Abstract

• We conducted two rounds in an empirical experiment. • We evaluate the significant differences of the gender of requirements engineers and stakeholders. • We contrast some ideas extracted from the related works. Requirements elicitation is a crucial phase in the software development life cycle. During requirements elicitation sessions, requirements engineers capture software requirements, and motivate stakeholders to express needs and expected software functionalities. In this context, there is a lack of extensive empirical research reporting the extent to which elicitation sessions can be influenced by participants' gender. This paper presents our research endeavour to investigate requirements engineers' effort and elicited requirements' accuracy based on participants' gender. We conducted an experiment in two rounds with a total of 59 students who played the role of requirements engineers.
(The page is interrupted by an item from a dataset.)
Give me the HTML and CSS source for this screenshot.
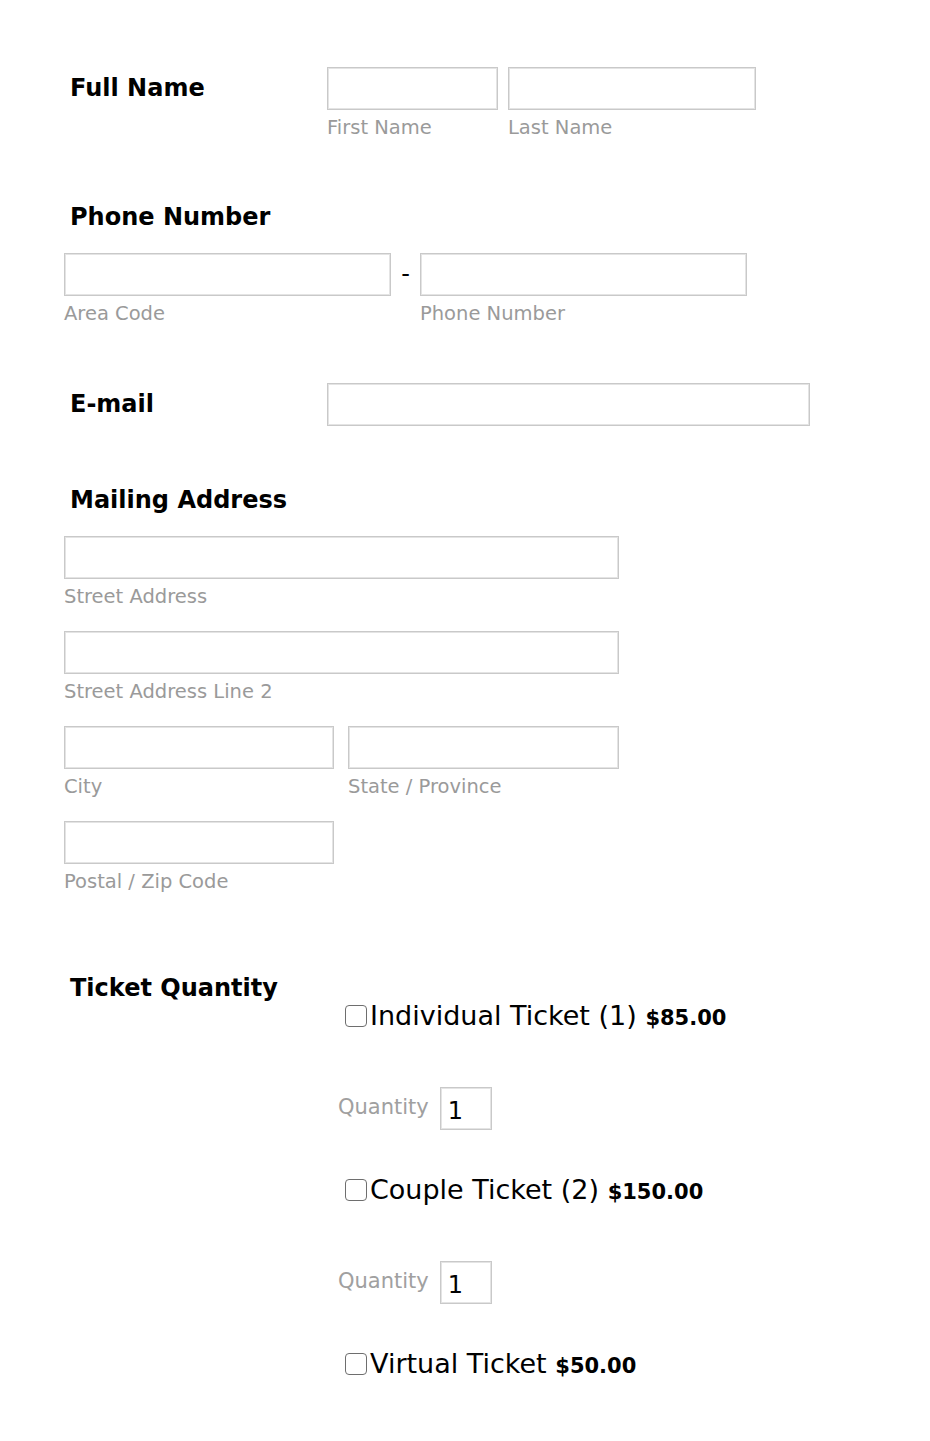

In the first experimental task, the participant watched two videos where men and women stakeholders expressed software requirements. Later on, the participants specified software requirements in the shape of Business Process Model and Notation (BPMN) and next they generated Graphical User Interfaces (GUIs) from those models. We observed two significant differences. One between men and women requirements engineers in terms of dedicated effort during requirements specification: men took less effort. Other between stakeholders' gender in terms of accuracy resulted of BPMN models: models built from men stakeholders yield more accuracy. On the contrary, accuracy of resulted GUIs models did not show significant differences regarding requirements engineers or stakeholders' gender. Analysing descriptive data, women spent more time both as stakeholders and as requirements engineers but their accuracy is better.